_Exercise description:_
Say how many lines contain "screenshot"; the answer is the number alone.

_Given entries:_
-- Begin --

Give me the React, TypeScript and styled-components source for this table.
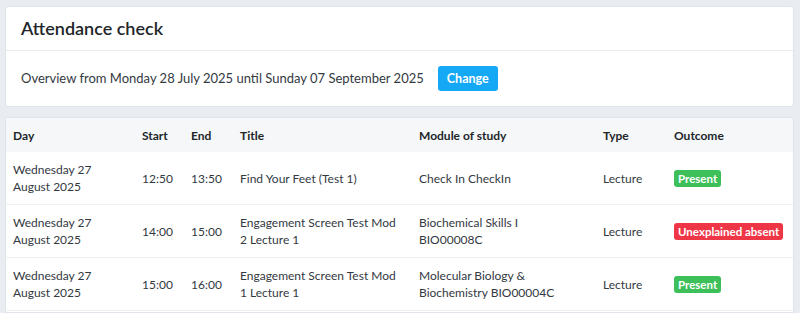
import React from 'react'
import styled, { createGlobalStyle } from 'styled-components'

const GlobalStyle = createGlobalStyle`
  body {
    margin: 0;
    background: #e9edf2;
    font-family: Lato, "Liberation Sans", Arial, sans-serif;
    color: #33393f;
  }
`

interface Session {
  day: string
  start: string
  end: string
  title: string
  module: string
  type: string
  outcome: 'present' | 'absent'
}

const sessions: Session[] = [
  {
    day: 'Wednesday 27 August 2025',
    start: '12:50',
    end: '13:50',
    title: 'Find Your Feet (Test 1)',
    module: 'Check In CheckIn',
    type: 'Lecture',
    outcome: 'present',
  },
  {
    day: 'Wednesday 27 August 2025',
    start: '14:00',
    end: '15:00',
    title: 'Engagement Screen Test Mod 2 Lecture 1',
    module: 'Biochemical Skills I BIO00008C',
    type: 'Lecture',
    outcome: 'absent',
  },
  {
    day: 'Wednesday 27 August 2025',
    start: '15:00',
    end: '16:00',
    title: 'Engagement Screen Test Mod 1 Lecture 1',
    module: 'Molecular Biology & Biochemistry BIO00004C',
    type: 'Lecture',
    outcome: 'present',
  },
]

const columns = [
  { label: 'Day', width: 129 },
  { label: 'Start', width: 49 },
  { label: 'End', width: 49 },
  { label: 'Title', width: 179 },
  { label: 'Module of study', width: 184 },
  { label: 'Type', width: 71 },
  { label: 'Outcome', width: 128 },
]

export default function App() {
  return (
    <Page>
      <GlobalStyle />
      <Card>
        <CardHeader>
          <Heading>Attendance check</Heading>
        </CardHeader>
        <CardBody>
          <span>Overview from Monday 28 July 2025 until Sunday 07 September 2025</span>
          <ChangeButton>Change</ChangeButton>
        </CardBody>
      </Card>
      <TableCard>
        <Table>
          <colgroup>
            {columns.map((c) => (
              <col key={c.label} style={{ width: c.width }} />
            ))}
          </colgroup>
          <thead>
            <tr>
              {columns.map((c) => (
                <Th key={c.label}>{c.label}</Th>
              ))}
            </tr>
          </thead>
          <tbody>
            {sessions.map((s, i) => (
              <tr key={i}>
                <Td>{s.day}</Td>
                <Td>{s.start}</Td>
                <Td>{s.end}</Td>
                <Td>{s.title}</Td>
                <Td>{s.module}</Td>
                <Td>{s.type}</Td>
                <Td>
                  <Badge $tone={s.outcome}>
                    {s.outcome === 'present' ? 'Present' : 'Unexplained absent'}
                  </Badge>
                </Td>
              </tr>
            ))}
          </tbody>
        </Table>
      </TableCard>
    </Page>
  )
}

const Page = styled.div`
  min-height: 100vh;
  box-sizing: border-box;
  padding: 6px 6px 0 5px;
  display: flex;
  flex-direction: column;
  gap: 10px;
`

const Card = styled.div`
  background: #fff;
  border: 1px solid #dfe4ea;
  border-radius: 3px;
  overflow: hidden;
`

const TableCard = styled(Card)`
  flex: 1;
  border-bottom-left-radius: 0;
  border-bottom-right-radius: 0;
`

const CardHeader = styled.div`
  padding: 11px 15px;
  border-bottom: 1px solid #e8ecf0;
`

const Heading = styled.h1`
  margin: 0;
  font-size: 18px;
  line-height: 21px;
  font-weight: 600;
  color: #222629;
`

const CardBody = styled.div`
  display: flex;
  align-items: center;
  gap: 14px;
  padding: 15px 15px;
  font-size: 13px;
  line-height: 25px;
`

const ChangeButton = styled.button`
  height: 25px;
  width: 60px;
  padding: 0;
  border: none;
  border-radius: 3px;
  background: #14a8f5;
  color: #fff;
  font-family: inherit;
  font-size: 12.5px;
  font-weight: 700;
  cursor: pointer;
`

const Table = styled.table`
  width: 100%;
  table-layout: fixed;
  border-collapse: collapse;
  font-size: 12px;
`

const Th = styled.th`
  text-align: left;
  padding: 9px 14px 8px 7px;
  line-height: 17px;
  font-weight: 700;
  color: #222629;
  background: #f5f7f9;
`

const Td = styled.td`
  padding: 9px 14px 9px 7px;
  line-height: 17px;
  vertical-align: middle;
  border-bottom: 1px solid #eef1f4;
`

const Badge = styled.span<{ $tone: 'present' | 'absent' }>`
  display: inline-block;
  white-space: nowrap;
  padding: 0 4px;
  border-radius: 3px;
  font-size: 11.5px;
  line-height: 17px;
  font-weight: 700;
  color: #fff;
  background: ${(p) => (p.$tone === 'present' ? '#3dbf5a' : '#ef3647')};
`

-- End --
-- Begin --

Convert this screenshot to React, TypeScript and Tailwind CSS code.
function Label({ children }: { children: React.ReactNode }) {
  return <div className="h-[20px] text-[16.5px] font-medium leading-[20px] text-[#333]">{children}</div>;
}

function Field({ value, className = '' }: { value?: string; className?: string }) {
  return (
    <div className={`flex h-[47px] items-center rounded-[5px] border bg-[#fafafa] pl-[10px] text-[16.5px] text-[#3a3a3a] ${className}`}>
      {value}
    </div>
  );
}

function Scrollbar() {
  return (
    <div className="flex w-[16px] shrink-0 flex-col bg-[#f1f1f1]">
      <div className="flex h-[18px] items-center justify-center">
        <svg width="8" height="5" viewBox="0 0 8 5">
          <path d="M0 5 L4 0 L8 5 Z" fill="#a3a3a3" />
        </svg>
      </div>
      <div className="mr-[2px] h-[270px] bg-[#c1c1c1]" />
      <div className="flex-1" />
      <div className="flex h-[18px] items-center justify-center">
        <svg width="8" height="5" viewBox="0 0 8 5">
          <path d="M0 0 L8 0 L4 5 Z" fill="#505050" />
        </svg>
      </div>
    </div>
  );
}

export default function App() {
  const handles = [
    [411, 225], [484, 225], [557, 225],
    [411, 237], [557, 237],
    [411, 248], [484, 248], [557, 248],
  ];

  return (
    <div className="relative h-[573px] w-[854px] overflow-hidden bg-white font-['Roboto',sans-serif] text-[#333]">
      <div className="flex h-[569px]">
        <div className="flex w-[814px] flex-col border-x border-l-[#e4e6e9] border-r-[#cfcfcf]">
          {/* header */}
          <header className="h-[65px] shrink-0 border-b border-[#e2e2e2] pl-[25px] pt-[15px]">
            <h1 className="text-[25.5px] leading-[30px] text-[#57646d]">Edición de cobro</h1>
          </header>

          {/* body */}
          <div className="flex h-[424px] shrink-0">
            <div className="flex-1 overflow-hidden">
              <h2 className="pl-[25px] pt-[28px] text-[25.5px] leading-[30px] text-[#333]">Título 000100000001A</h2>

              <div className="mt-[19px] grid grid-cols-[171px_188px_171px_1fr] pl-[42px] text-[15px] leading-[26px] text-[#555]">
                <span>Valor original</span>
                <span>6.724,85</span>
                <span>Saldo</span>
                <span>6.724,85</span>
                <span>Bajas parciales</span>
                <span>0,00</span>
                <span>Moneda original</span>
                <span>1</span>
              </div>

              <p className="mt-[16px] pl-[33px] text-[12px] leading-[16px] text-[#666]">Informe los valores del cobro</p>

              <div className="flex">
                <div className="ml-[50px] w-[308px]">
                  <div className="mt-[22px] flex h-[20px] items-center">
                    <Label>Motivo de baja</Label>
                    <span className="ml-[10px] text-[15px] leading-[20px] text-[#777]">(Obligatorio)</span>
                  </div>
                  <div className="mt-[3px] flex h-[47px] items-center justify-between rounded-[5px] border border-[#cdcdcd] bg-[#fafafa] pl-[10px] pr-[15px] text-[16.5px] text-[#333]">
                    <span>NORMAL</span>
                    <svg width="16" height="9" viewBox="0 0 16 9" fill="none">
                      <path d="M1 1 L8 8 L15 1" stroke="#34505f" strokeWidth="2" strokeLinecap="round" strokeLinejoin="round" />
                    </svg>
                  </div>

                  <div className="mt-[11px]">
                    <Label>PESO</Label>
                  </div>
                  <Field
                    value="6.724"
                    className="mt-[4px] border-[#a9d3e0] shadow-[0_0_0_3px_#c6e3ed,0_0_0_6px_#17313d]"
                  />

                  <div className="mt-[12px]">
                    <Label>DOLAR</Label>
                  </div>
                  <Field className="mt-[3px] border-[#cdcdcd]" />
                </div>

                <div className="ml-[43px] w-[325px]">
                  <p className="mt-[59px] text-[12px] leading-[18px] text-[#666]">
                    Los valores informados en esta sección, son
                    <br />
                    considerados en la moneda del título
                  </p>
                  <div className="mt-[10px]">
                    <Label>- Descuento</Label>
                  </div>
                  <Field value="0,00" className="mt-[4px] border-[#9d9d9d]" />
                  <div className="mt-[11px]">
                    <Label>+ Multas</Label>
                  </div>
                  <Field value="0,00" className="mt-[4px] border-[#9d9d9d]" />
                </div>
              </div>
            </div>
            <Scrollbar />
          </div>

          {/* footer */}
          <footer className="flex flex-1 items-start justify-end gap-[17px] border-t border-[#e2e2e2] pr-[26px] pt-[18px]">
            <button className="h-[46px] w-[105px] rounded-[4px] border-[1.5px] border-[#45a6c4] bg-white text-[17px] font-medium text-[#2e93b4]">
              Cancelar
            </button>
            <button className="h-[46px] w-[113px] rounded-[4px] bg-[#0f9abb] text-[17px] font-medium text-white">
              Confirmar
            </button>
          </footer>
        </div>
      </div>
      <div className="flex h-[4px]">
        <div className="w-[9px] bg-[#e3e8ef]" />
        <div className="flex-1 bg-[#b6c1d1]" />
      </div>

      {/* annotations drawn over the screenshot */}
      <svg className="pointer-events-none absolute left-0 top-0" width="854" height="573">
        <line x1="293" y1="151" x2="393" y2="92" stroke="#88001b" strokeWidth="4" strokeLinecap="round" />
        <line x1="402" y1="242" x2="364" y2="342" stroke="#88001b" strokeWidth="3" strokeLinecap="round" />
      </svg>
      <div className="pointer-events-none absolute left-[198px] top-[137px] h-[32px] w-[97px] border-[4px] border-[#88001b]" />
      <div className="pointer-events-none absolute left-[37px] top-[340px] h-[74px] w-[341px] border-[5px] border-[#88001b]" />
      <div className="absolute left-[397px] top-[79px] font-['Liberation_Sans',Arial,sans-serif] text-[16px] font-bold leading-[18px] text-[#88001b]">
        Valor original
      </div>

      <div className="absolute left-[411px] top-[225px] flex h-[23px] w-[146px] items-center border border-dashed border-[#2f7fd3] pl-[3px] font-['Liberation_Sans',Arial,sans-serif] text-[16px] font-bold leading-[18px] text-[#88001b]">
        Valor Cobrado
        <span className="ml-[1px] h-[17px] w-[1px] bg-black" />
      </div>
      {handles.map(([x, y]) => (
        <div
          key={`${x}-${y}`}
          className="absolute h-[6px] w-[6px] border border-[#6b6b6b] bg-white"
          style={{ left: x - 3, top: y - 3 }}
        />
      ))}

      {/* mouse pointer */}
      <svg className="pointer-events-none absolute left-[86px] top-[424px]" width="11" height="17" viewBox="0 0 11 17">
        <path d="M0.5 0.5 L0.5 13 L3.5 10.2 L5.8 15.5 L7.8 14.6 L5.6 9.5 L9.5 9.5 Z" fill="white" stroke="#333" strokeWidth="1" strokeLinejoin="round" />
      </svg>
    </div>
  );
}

-- End --
-- Begin --

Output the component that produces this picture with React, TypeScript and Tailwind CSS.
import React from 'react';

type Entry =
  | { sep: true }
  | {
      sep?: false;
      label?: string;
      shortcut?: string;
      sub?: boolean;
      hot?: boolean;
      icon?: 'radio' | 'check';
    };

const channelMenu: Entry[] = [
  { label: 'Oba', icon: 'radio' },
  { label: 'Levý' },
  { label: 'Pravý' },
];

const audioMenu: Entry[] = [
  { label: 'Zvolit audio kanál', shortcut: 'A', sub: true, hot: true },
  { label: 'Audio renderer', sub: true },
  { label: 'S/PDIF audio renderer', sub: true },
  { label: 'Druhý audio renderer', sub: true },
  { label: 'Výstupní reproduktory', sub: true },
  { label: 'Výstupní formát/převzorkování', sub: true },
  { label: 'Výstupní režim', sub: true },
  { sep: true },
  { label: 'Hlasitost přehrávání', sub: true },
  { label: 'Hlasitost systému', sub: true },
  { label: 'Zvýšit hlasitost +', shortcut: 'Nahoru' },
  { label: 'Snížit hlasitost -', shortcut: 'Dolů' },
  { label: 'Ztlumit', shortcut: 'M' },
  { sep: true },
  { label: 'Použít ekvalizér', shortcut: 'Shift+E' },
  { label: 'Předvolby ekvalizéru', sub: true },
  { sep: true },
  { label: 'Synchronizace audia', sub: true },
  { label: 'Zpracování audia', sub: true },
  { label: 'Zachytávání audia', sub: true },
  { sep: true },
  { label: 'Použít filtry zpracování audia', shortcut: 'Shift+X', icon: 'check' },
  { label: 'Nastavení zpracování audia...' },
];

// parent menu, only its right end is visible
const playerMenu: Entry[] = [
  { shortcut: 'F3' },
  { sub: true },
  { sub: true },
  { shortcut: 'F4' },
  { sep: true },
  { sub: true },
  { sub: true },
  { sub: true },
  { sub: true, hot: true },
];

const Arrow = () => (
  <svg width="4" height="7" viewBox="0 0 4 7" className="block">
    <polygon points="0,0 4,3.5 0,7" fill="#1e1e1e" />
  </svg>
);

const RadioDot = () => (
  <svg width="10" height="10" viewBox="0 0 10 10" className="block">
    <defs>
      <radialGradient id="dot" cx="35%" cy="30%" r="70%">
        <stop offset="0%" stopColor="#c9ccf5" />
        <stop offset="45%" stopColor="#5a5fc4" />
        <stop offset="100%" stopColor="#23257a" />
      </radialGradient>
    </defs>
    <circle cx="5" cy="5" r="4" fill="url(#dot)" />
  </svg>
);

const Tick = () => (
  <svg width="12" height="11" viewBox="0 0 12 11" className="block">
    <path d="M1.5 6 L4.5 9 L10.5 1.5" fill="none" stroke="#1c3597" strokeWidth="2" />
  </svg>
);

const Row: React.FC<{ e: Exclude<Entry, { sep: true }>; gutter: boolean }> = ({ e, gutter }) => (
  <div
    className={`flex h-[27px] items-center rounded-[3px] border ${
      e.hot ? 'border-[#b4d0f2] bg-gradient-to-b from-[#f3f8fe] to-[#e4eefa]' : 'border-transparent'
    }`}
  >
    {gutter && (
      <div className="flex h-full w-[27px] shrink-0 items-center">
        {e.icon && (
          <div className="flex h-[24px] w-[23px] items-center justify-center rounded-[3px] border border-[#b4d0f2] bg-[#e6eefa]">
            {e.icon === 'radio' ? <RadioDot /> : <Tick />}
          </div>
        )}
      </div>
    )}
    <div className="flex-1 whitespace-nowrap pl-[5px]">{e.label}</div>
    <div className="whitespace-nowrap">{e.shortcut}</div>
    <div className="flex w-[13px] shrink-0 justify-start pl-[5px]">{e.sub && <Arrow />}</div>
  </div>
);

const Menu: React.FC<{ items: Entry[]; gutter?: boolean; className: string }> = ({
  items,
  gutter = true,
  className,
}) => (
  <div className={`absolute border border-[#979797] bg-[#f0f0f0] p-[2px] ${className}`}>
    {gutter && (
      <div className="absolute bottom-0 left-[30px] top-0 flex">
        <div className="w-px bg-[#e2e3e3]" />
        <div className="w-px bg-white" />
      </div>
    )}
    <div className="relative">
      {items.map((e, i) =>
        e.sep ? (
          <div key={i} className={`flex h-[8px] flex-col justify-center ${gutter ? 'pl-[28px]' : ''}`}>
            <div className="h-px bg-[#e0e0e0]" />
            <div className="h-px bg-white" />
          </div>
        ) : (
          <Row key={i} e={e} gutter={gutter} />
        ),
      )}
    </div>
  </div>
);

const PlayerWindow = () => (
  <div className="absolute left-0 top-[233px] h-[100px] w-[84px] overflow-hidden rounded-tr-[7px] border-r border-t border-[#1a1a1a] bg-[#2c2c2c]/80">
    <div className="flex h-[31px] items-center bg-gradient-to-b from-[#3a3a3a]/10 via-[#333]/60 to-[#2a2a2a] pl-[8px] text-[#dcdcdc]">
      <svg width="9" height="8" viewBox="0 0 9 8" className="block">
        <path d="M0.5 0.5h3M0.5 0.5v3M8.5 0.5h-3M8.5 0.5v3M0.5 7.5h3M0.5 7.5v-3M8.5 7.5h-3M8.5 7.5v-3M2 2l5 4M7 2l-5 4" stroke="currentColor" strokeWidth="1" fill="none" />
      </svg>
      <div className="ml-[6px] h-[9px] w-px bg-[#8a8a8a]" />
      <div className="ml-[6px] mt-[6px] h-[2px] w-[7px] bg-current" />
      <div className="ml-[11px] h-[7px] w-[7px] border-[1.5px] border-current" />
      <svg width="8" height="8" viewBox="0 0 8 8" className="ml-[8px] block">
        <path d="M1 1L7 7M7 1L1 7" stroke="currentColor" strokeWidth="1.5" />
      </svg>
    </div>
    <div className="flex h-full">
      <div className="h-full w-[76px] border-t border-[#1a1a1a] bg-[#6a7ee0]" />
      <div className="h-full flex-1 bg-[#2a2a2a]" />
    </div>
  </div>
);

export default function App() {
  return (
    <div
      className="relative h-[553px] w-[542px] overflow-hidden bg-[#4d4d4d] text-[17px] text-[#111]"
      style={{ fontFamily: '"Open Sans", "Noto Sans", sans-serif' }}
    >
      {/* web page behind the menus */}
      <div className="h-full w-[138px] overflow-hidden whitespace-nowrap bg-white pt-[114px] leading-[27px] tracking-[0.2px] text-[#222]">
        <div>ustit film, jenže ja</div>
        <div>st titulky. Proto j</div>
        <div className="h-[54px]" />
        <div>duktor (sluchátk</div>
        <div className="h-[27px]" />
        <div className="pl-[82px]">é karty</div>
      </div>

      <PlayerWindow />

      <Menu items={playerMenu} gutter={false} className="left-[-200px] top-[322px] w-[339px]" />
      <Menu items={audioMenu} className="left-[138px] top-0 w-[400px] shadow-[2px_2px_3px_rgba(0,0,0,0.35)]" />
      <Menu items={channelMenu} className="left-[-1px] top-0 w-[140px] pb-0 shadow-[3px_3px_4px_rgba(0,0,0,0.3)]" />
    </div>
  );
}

-- End --

_Completed task:_
2